TW: contains a very mild reference to self harm.
Recently, things have been getting a little easier for me. My mood has picked up slightly, I’m managing my anxiety better (not needing to use my emergency Diazepam other than at weekends, when things are more hectic around the house) and I feel relatively positive about the future.
There are a number of possible reasons for this small improvement. I’ve recently had my dose of Quetiapine increased to 400mg, my Psychologist has indicated that there is a chance I meet the necessary criteria for a diagnosis of Avoidant Personality Disorder (APD) and I have discovered Art as a form of therapy. In addition, the Open University have produced a ‘Disabled Student Profile’ for me, detailing the difficulties I have around studying and offering a number of measures that may make life a little easier should I return to study this Autumn.

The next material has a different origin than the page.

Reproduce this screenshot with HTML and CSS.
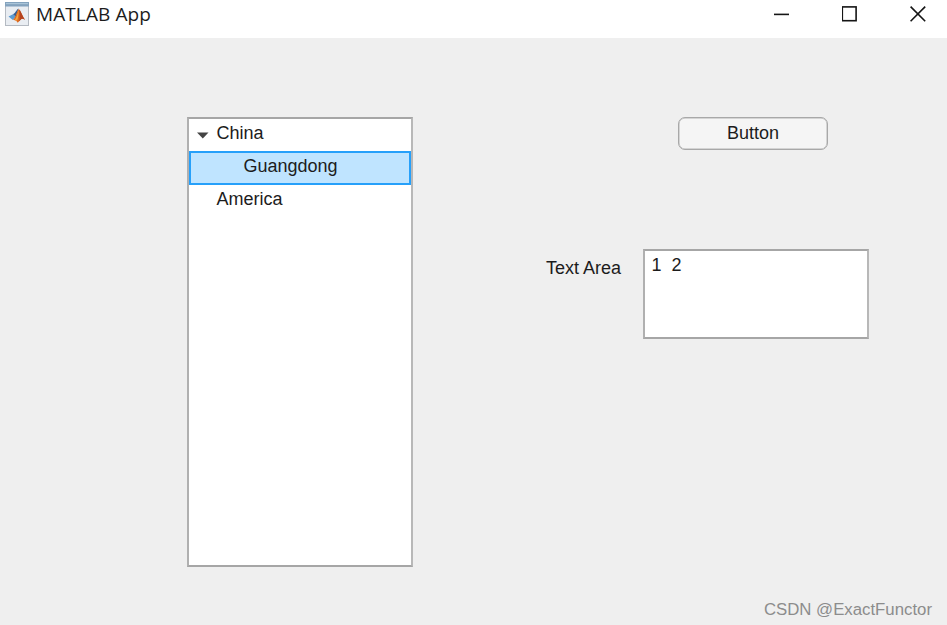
FILE: index.html
```html
<!DOCTYPE html>
<html lang="en">
<head>
<meta charset="utf-8">
<title>MATLAB App</title>
<link rel="stylesheet" href="styles.css">
</head>
<body>
<header class="titlebar">
  <svg class="logo" width="24" height="24" viewBox="0 0 24 24">
    <rect x=".5" y=".5" width="23" height="23" fill="#e9edf2" stroke="#b4bac2"/>
    <rect x="0" y="0" width="24" height="4.5" fill="#83a2bd"/>
    <rect x="1" y="1" width="22" height="1.2" fill="#a9c4d8"/>
    <path d="M3.5 14.5 8 12.2l2.800 2.600-3 3.200z" fill="#5b9bd0"/>
    <path d="M8 12.200c2.200-.5 3.300-4.400 5.600-5.600L10.800 14.800z" fill="#345d91"/>
    <path d="M7.800 18c2.500-1.500 4-8.500 5.900-11.100 1.800 1.300 4 8 6.300 10.800-2.300-1.100-3.300-1.200-4.400.1L12.700 20.700c-1.200-2.300-2.600-3-4.900-2.700z" fill="#dc6a20"/>
    <path d="M14.300 7.500c.6 4.100.4 9-.1 11.700l1.400-1.400c1.100-1.300 2.100-1.200 4.400-.1-2.100-2.600-4-8.500-5.700-10.200z" fill="#b5431f"/>
    <path d="M13.500 8c-.6 3-1.700 7.500-3.700 10l2.200.8c1.300-2.800 1.700-7 1.500-10.800z" fill="#f5a640"/>
  </svg>
  <h1 class="title">MATLAB App</h1>
  <svg class="control" width="16" height="16" viewBox="0 0 16 16"><path d="M0 8.400h15" /></svg>
  <svg class="control" width="16" height="16" viewBox="0 0 16 16"><rect x=".3" y=".9" width="13.800" height="13.800"/></svg>
  <svg class="control" width="16" height="16" viewBox="0 0 16 16"><path d="M.6.6l14.600 14.600M15.200.6.6 15.200"/></svg>
</header>
<main class="canvas">
  <ul class="tree">
    <li class="node parent"><svg class="arrow" width="12" height="7" viewBox="0 0 12 7"><path d="M0 .5h11.500L5.800 6.500z"/></svg>China</li>
    <li class="node child selected">Guangdong</li>
    <li class="node">America</li>
  </ul>
  <section class="controls">
    <button class="push">Button</button>
    <div class="field">
      <span class="label">Text Area</span>
      <div class="area">1&nbsp; 2</div>
    </div>
    <p class="watermark">CSDN @ExactFunctor</p>
  </section>
</main>
</body>
</html>
```
FILE: styles.css
```css
* { box-sizing: border-box; }
body {
  margin: 0;
  height: 625px;
  overflow: hidden;
  display: flex;
  flex-direction: column;
  background: #efefef;
  color: #1c1c1c;
  font: 18px/32px "Liberation Sans", Arial, sans-serif;
}
.titlebar {
  height: 38px;
  flex: none;
  display: flex;
  align-items: flex-start;
  padding: 2px 21px 0 5px;
  background: #fff;
}
.logo { flex: none; }
.title {
  margin: 0 auto 0 7px;
  font: 400 19px/24px "Open Sans", "Noto Sans", sans-serif;
  letter-spacing: .1px;
}
.control {
  margin: 4px 0 0 52px;
  fill: none;
  stroke: #151515;
  stroke-width: 1.6;
}
.canvas {
  flex: 1;
  display: flex;
  padding: 79px 0 0 187px;
}
.tree {
  width: 226px;
  height: 450px;
  flex: none;
  margin: 0;
  padding: 0;
  list-style: none;
  background: #fff;
  border: 2px solid;
  border-color: #a6a6a6 #b8b8b8 #a6a6a6 #b0b0b0;
}
.node {
  height: 33px;
  padding-left: 27.5px;
  line-height: 28px;
}
.node.parent {
  display: flex;
  align-items: flex-start;
  padding-left: 8px;
  height: 32px;
}
.arrow { margin: 13px 7.500px 0 0; fill: #444; }
.node.child { padding-left: 52.500px; }
.node.selected {
  background: #bfe4ff;
  border: 2px solid #26a0fa;
  height: 34px;
  line-height: 27px;
}
.controls {
  flex: 1;
  display: flex;
  flex-direction: column;
  padding-left: 133px;
}
.push {
  width: 150px;
  height: 33px;
  margin-left: 132px;
  padding: 0;
  font: inherit;
  line-height: 27px;
  color: inherit;
  background: #f5f5f5;
  border: 1px solid #a8a8a8;
  box-shadow: inset 0 0 0 .5px #b4b4b4;
  border-radius: 7px;
}
.field {
  display: flex;
  margin-top: 99px;
}
.label {
  width: 97px;
  padding-top: 3px;
}
.area {
  width: 226px;
  height: 90px;
  padding: 0 6.500px;
  line-height: 29px;
  background: #fff;
  border: 2px solid;
  border-color: #a6a6a6 #b8b8b8 #a6a6a6 #b0b0b0;
}
.watermark {
  margin: auto 15px 2px auto;
  font: 16.800px/26px "Liberation Sans", Arial, sans-serif;
  color: #8c8c8c;
}
```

To clarify, I have attempted, but failed, on a number of occasions to complete some modules in the Natural Sciences area. This was noted by my Student Support Team, who approached me and asked if there was anything going on with which they may be able to help. My Psychologist has read this profile and assured me that it is 100% accurate and would be fully endorsed by any professional. So, in a sense, I’m making an attempt to build a life around my illness and all the limitations that come with it.
I won’t deny that things are far from where I’d like them to be. I still struggle with SH, my appetite has been such that anything other than the plainest of foods (cereal, toast, tea biscuits, Ready Salted Hula Hoops (that one’s for you, @mrsvjdw) have become a seemingly insurmountable effort…
And then there’s the volatility of Mental Illness in itself. I know not to take things for granted. I no longer get disillusioned by a couple of ‘good days’ and, this evening, I had to pull the brake on an impending project. My Mum has taken the next three days off work, the plan being that together we would decorate my bedroom. But faced with the sudden reality of what this would involve – moving furniture, undercoating, gloss-work, buying curtains, buying duvet covers, shampooing the carpet – I realised I was being slightly railroaded. I understand the sentiment. I understand that this is something my Mum thought we might do together. But I don’t have the energy for a time-restricted job, a three-day event. And I don’t have the disposition to cope with chaos.
So now I feel lousy, guilty, sad, and that I’ve disappointed my Mum. My bedroom does need a lick of paint, but I prefer to do things gradually, at a pace more suited to me. We can still pick out some new bed linen. I wanted to make a collage for my wall and have asked my Dad to get me some plywood for the cause, so we could find some material to cover it and make a start. When I feel up to it, I’ll move my bed into the spare room and paint. There are things we can do instead, but I still feel like a wavering, dithering pain in the neck.
Fighting a Mental Illness is like living on a knife edge.